Is there anything wrong with Iraqis? Or the occupation? No — democratization, we've learned, is a wonderful but bittersweet thing, Iraq's made no easier by its terror-culture neighbors. In Tokyo, Douglas MacArthur could always rely on the Japanese public to support his most sweeping reforms when conservatives in the Diet refused to budge. But the Supreme Commander of Allied Powers was running an occupation, after all, and it was not easy or quick or especially appreciated by the Japanese people, despite their fascination with all things Western. Extremism abounded in those first years as much of the population lived in a want and insecurity like that of Iraq. The last effective day of occupation, April 28, 1952, was ordinary and unspecial; simply the formal end to a state out of which the country had finally grown.

One year ago I wrote about parallels between the two American occupations, and where the limits of our influence cross with a real responsibility for Iraqis to use pride, humility, trust and autonomy, each at the right moments.
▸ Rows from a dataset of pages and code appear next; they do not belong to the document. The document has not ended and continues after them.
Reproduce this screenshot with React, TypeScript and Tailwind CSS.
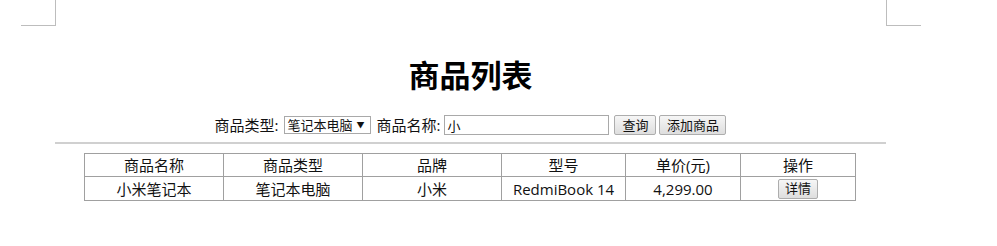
import React from 'react';

const font = { fontFamily: '"Open Sans", "Noto Sans CJK SC", sans-serif' };

const products = [
  { name: '小米笔记本', type: '笔记本电脑', brand: '小米', model: 'RedmiBook 14', price: '4,299.00' },
];

function Btn({ children, className = '' }: { children: React.ReactNode; className?: string }) {
  return (
    <button
      className={`h-[20px] px-[6px] text-[13px] leading-none text-[#111] border border-[#adadad] rounded-[2px] bg-gradient-to-b from-[#f6f6f6] to-[#dedede] ${className}`}
    >
      {children}
    </button>
  );
}

export default function App() {
  return (
    <div className="w-[997px] h-[246px] bg-white text-[#111] overflow-hidden" style={font}>
      <div className="flex h-[26px]">
        <div className="ml-[21px] w-[35px] border-r border-b border-[#bdbdbd]" />
        <div className="ml-[830px] w-[35px] border-l border-b border-[#bdbdbd]" />
      </div>

      <div className="ml-[55px] w-[831px]">
        <h1 className="mt-[25px] text-center text-[31px] font-bold leading-[48px] text-black">商品列表</h1>

        <div className="mt-[15px] h-[22px] flex items-center justify-center text-[15px]">
          <span>商品类型:</span>
          <div className="ml-[5px] w-[87px] h-[18px] flex items-center justify-between border border-[#a9a9a9] pl-[3px] pr-[5px] text-[13px] leading-none">
            <span>笔记本电脑</span>
            <span className="text-[8px]">▼</span>
          </div>
          <span className="ml-[6px]">商品名称:</span>
          <input
            defaultValue="小"
            className="ml-[4px] w-[165px] h-[20px] border border-[#a9a9a9] px-[2px] text-[13px] outline-none"
            style={font}
          />
          <Btn className="ml-[5px] w-[42px]">查询</Btn>
          <Btn className="ml-[3px] w-[67px]">添加商品</Btn>
        </div>

        <div className="mt-[6px] border-t-2 border-[#d0d0d0]" />

        <table className="mt-[9px] ml-[29px] w-[772px] border-collapse text-[15px] text-center">
          <thead>
            <tr className="h-[23px]">
              {['商品名称', '商品类型', '品牌', '型号', '单价(元)', '操作'].map((h, i) => (
                <th
                  key={h}
                  className={`border border-[#a0a0a0] font-normal leading-[21px] p-0 ${
                    i < 3 ? 'w-[139px]' : i === 3 ? 'w-[124px]' : 'w-[115px]'
                  }`}
                >
                  {h}
                </th>
              ))}
            </tr>
          </thead>
          <tbody>
            {products.map((p) => (
              <tr key={p.name} className="h-[24px]">
                <td className="border border-[#a0a0a0] p-0 leading-[22px]">{p.name}</td>
                <td className="border border-[#a0a0a0] p-0 leading-[22px]">{p.type}</td>
                <td className="border border-[#a0a0a0] p-0 leading-[22px]">{p.brand}</td>
                <td className="border border-[#a0a0a0] p-0 leading-[22px]">{p.model}</td>
                <td className="border border-[#a0a0a0] p-0 leading-[22px]">{p.price}</td>
                <td className="border border-[#a0a0a0] p-0 leading-none">
                  <Btn className="w-[40px] align-middle">详情</Btn>
                </td>
              </tr>
            ))}
          </tbody>
        </table>
      </div>
    </div>
  );
}
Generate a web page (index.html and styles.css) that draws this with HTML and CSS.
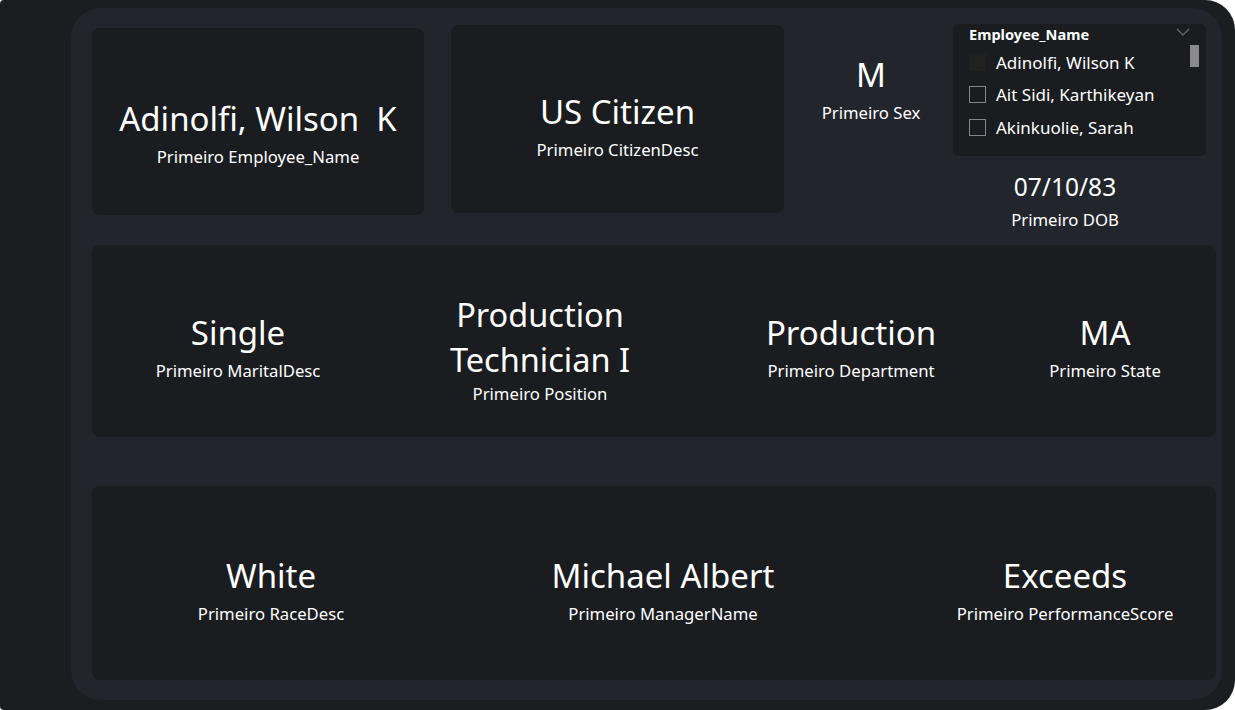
FILE: index.html
```html
<!DOCTYPE html>
<html>
<head>
<meta charset="utf-8">
<link rel="stylesheet" href="styles.css">
</head>
<body>
<div class="screen">
  <div class="panel">
    <div class="top-row">
      <div class="card card-name">
        <div class="kpi">
          <div class="value">Adinolfi, Wilson&nbsp; K</div>
          <div class="label">Primeiro Employee_Name</div>
        </div>
      </div>
      <div class="card card-citizen">
        <div class="kpi">
          <div class="value">US Citizen</div>
          <div class="label">Primeiro CitizenDesc</div>
        </div>
      </div>
      <div class="sex">
        <div class="kpi">
          <div class="value">M</div>
          <div class="label">Primeiro Sex</div>
        </div>
      </div>
      <div class="right-col">
        <div class="slicer">
          <div class="slicer-head">
            <span class="slicer-title">Employee_Name</span>
            <svg class="chev" width="14" height="8" viewBox="0 0 14 8"><path d="M1 1 L7 7 L13 1" fill="none" stroke="#6b6e73" stroke-width="1.1"/></svg>
          </div>
          <div class="slicer-body">
            <ul class="items">
              <li><span class="box box-filled"></span>Adinolfi, Wilson K</li>
              <li><span class="box"></span>Ait Sidi, Karthikeyan</li>
              <li><span class="box"></span>Akinkuolie, Sarah</li>
            </ul>
            <div class="scroll"></div>
          </div>
        </div>
        <div class="dob">
          <div class="kpi">
            <div class="value small">07/10/83</div>
            <div class="label">Primeiro DOB</div>
          </div>
        </div>
      </div>
    </div>

    <div class="card row2">
      <div class="cell">
        <div class="value">Single</div>
        <div class="label">Primeiro MaritalDesc</div>
      </div>
      <div class="cell">
        <div class="value tight">Production Technician I</div>
        <div class="label label-tight">Primeiro Position</div>
      </div>
      <div class="cell">
        <div class="value">Production</div>
        <div class="label">Primeiro Department</div>
      </div>
      <div class="cell">
        <div class="value">MA</div>
        <div class="label">Primeiro State</div>
      </div>
    </div>

    <div class="card row3">
      <div class="cell">
        <div class="value">White</div>
        <div class="label">Primeiro RaceDesc</div>
      </div>
      <div class="cell">
        <div class="value">Michael Albert</div>
        <div class="label">Primeiro ManagerName</div>
      </div>
      <div class="cell cell-last">
        <div class="value">Exceeds</div>
        <div class="label">Primeiro PerformanceScore</div>
      </div>
    </div>
  </div>
</div>
</body>
</html>
```

FILE: styles.css
```css
* { box-sizing: border-box; }
html, body {
  margin: 0;
  padding: 0;
  background: #ffffff;
}
body {
  font-family: "Noto Sans", "Open Sans", sans-serif;
  color: #ffffff;
  width: 1235px;
  height: 710px;
  overflow: hidden;
}
.screen {
  width: 1235px;
  height: 710px;
  background: #1b1d20;
  border-radius: 4px 30px 30px 4px;
  padding: 8px 0 0 71px;
}
.panel {
  width: 1151px;
  height: 692px;
  background: #23252d;
  border-radius: 30px;
  padding: 16px 6px 0 21px;
  display: flex;
  flex-direction: column;
}
.card {
  background: #1a1c1f;
  border-radius: 8px;
}
.kpi {
  display: flex;
  flex-direction: column;
  align-items: center;
  text-align: center;
}
.value {
  font-size: 33px;
  line-height: 40px;
  white-space: nowrap;
}
.value.small {
  font-size: 24.5px;
  line-height: 30px;
}
.value.tight {
  white-space: normal;
  line-height: 45px;
  font-size: 32.5px;
}
.label {
  font-size: 16.7px;
  line-height: 20px;
  margin-top: 8px;
}
.label.label-tight {
  margin-top: 3px;
  line-height: 18px;
}

/* top row */
.top-row {
  display: flex;
  height: 221px;
  align-items: flex-start;
}
.card-name {
  width: 332px;
  height: 187px;
  margin-top: 4px;
  display: flex;
  align-items: center;
  justify-content: center;
  padding-top: 23px;
}
.card-citizen {
  width: 333px;
  height: 188px;
  margin-left: 27px;
  margin-top: 1px;
  display: flex;
  align-items: center;
  justify-content: center;
  padding-top: 14px;
}
.sex {
  width: 169px;
  padding-top: 31px;
  padding-left: 5px;
  display: flex;
  justify-content: center;
}
.right-col {
  width: 253px;
  display: flex;
  flex-direction: column;
}
.slicer {
  height: 132px;
  background: #1a1c1f;
  border-radius: 5px;
  padding: 0 6px 0 16px;
}
.slicer-head {
  display: flex;
  justify-content: space-between;
  align-items: center;
  height: 20px;
}
.slicer-title {
  font-size: 14.6px;
  font-weight: 700;
}
.chev { margin-right: 10px; margin-top: -4px; }
.slicer-body {
  display: flex;
  justify-content: space-between;
}
.items {
  list-style: none;
  margin: 0;
  padding: 2px 0 0 0;
}
.items li {
  display: flex;
  align-items: center;
  font-size: 17px;
  height: 32.5px;
  white-space: nowrap;
}
.box {
  width: 17px;
  height: 17px;
  border: 1px solid #858585;
  margin-right: 10px;
  flex: none;
}
.box.box-filled {
  background: #222121;
  border-color: #222121;
}
.scroll {
  width: 9px;
  height: 22px;
  background: #8a8a8c;
  margin-top: 1px;
  margin-right: 1px;
}
.dob {
  display: flex;
  justify-content: center;
  padding-right: 29px;
  padding-top: 16px;
}

/* row 2 */
.row2 {
  height: 192px;
  display: grid;
  grid-template-columns: 292px 312px 310px 198px;
  align-items: center;
  padding-top: 12px;
}
.row3 {
  height: 194px;
  margin-top: 49px;
  display: grid;
  grid-template-columns: 358px 426px 1fr;
  align-items: center;
  padding-top: 14px;
}
.cell {
  display: flex;
  flex-direction: column;
  align-items: center;
  text-align: center;
}
.cell-last { padding-left: 38px; }
```
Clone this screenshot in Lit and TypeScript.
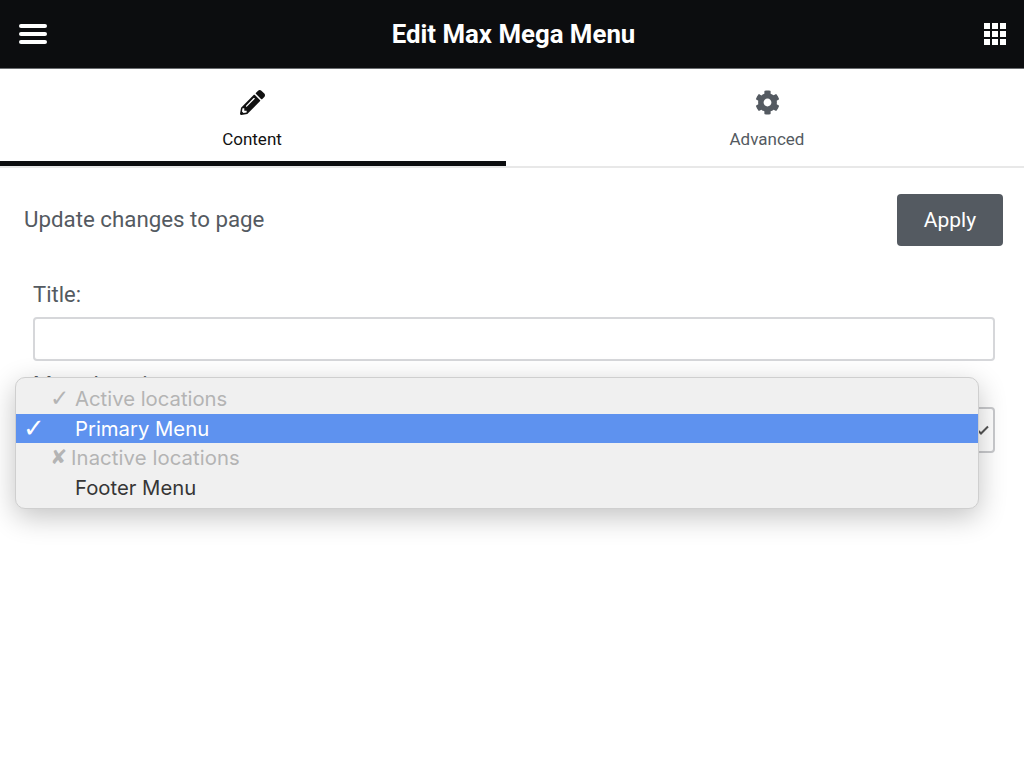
import { LitElement, html, css } from "lit";
import { customElement } from "lit/decorators.js";

@customElement("app-root")
export class AppRoot extends LitElement {
  static styles = css`
    :host { display: block; width: 1024px; height: 784px; background: #fff; font-family: Roboto, "Liberation Sans", sans-serif; position: relative; overflow: hidden; }
    .head { height: 69px; background: #0c0d0f; border-bottom: 1px solid #6b6d70; box-sizing: border-box; display: flex; align-items: center; padding: 0 18px 1px 19px; color: #fff; }
    .head h1 { margin: 0; flex: 1; text-align: center; font-size: 25.8px; font-weight: 700; line-height: 30px; padding-right: 4px; }
    .burger { width: 28px; display: flex; flex-direction: column; gap: 4px; }
    .burger i { display: block; height: 4px; border-radius: 2px; background: #fff; }
    .grid { display: grid; grid-template-columns: repeat(3, 6px); gap: 2px; }
    .grid i { display: block; height: 6px; background: #fff; }
    .tabs { display: flex; height: 99px; border-bottom: 2px solid #e8e8e8; box-sizing: border-box; }
    .tab { flex: 0 0 506px; display: flex; flex-direction: column; align-items: center; padding: 21px 2px 0 0; box-sizing: border-box; color: #545a61; font-size: 17px; line-height: 20px; gap: 14px; height: 98px; }
    .tab + .tab { flex: 1; height: 97px; padding: 21px 0 0 4px; }
    .tab.on { color: #111; border-bottom: 5px solid #0c0d0f; height: 97px; }
    .tab svg { width: 25px; height: 25px; fill: currentColor; display: block; }
    .update { display: flex; justify-content: space-between; align-items: center; padding: 26px 21px 0 24px; font-size: 22.3px; color: #545a61; }
    .update span { padding-bottom: 2px; }
    .apply { width: 106px; height: 52px; border-radius: 4px; background: #545a61; color: #fff; display: flex; align-items: center; justify-content: center; font-size: 21px; }
    .form { padding: 33px 29px 0 33px; color: #545a61; font-size: 22px; }
    .lab { line-height: 32px; height: 24px; }
    .field { height: 44px; border: 2px solid #d6d7da; border-radius: 4px; box-sizing: border-box; margin-top: 14px; }
    .lab2 { line-height: 30px; margin-top: 9px; height: 30px; }
    .select { height: 46px; border: 2px solid #c9cacd; border-radius: 4px; box-sizing: border-box; margin-top: 7px; display: flex; justify-content: flex-end; align-items: center; padding-right: 4px; }
    .select svg { width: 12px; height: 10px; }
    .pop { position: absolute; left: 15px; top: 377px; width: 964px; height: 132px; box-sizing: border-box; background: #f0f0f0; border: 1px solid #cfcfcf; border-radius: 10px; box-shadow: 0 8px 28px rgba(0,0,0,.24); padding-top: 6px; font-family: Inter, Roboto, sans-serif; font-size: 20.3px; color: #363636; overflow: hidden; }
    .row { height: 29.5px; line-height: 29.5px; padding-left: 59px; position: relative; white-space: nowrap; }
    .row.dis { color: #b4b4b4; }
    .row.sel { background: #5e92ef; color: #fff; }
    .glyph { position: absolute; top: 0; font-family: "DejaVu Sans", sans-serif; }
    .g1 { left: 34px; font-size: 23px; }
    .g2 { left: 7px; font-size: 26px; }
    .g3 { left: 34px; }
    .ind { padding-left: 55px; letter-spacing: .1px; }
  `;

  render() {
    return html`
      <div class="head">
        <div class="burger"><i></i><i></i><i></i></div>
        <h1>Edit Max Mega Menu</h1>
        <div class="grid">${[...Array(9)].map(() => html`<i></i>`)}</div>
      </div>
      <div class="tabs">
        <div class="tab on">
          <svg viewBox="0 0 512 512"><path d="M497.9 142.1l-46.1 46.1c-4.7 4.7-12.3 4.7-17 0l-111-111c-4.7-4.7-4.7-12.3 0-17l46.1-46.1c18.7-18.7 49.1-18.7 67.9 0l60.1 60.1c18.8 18.7 18.8 49.1 0 67.9zM284.2 99.8L21.6 362.4.4 483.9c-2.9 16.4 11.4 30.6 27.8 27.8l121.5-21.3 262.6-262.6c4.7-4.7 4.7-12.3 0-17l-111-111c-4.8-4.7-12.4-4.7-17.1 0zM124.1 339.9c-5.5-5.5-5.5-14.3 0-19.8l154-154c5.5-5.5 14.3-5.5 19.8 0s5.5 14.3 0 19.8l-154 154c-5.5 5.5-14.3 5.5-19.8 0zM88 424h48v36.3l-64.5 11.3-31.1-31.1L51.7 376H88v48z"/></svg>
          <span>Content</span>
        </div>
        <div class="tab">
          <svg viewBox="0 0 512 512"><path d="M487.4 315.7l-42.6-24.6c4.3-23.2 4.3-47 0-70.2l42.6-24.6c4.9-2.8 7.1-8.6 5.5-14-11.1-35.6-30-67.8-54.7-94.6-3.8-4.1-10-5.1-14.8-2.3L380.8 110c-17.9-15.4-38.5-27.3-60.8-35.1V25.8c0-5.6-3.9-10.5-9.4-11.7-36.7-8.2-74.3-7.8-109.2 0-5.5 1.2-9.4 6.1-9.4 11.7V75c-22.2 7.9-42.8 19.8-60.8 35.1L88.7 85.5c-4.9-2.8-11-1.9-14.8 2.3-24.7 26.7-43.6 58.9-54.7 94.6-1.7 5.4.6 11.2 5.5 14L67.3 221c-4.3 23.2-4.3 47 0 70.2l-42.6 24.6c-4.9 2.8-7.1 8.6-5.5 14 11.1 35.6 30 67.8 54.7 94.6 3.8 4.1 10 5.1 14.8 2.3l42.6-24.6c17.9 15.4 38.5 27.3 60.8 35.1v49.2c0 5.6 3.9 10.5 9.4 11.7 36.7 8.2 74.3 7.8 109.2 0 5.5-1.2 9.4-6.1 9.4-11.7v-49.2c22.2-7.9 42.8-19.8 60.8-35.1l42.6 24.6c4.9 2.8 11 1.9 14.8-2.3 24.7-26.7 43.6-58.9 54.7-94.6 1.5-5.5-.7-11.3-5.6-14.1zM256 336c-44.1 0-80-35.9-80-80s35.9-80 80-80 80 35.9 80 80-35.9 80-80 80z"/></svg>
          <span>Advanced</span>
        </div>
      </div>
      <div class="update"><span>Update changes to page</span><div class="apply">Apply</div></div>
      <div class="form">
        <div class="lab">Title:</div>
        <div class="field"></div>
        <div class="lab2">Menu location:</div>
        <div class="select"><svg viewBox="0 0 12 10"><path d="M1 5.5 L4 8.5 L11 1.5" fill="none" stroke="#555" stroke-width="2"/></svg></div>
      </div>
      <div class="pop">
        <div class="row dis"><span class="glyph g1">✓</span>Active locations</div>
        <div class="row sel"><span class="glyph g2">✓</span>Primary Menu</div>
        <div class="row dis ind"><span class="glyph g3">✘</span>Inactive locations</div>
        <div class="row">Footer Menu</div>
      </div>
    `;
  }
}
It's no small task, and as Wretchard warned yesterday there will be no CPA to blame. Here is part of what I wrote:

[T]he troubles of post-war Japan must not be taken lightly: suffering and confusion of the Iraq people will be at once unique in its aesthetics (the evil of regionally cultural anarchists and terrorists) and universal in its effect (potential [paralysis]). The country will most likely remain dangerously uncertain of its course and worth for some time. But, second, and more encouraging, is the record of Japan's transcendence. While all nations walk in their own Valley of the Shadow of Death, every one is capable of defeating their worst imperfections.

The Allies will be a source of endless logistics and guidance, if only those resources can be utilized by Iraqis. To this, all that is needed is patience and perseverance and faith.


President Bush has said many times that Iraqis have "a friend in America." Unless domestic politics shift to the party and classes of representation that feel no great urge to fight terror and dictatorship, to talk about freedom but whine when it doesn't come gift-wrapped, that friendship will remain strong; the "logistics and guidance" will continue no matter how poorly we are initially or ultimately received, or if our intentions are misunderstood. Friendship stands even when buffeted, lousy poll or not. There is more to all of this than brownouts and lurking terror. The Kurds can and should encourage their reluctant Arab countrymen of that.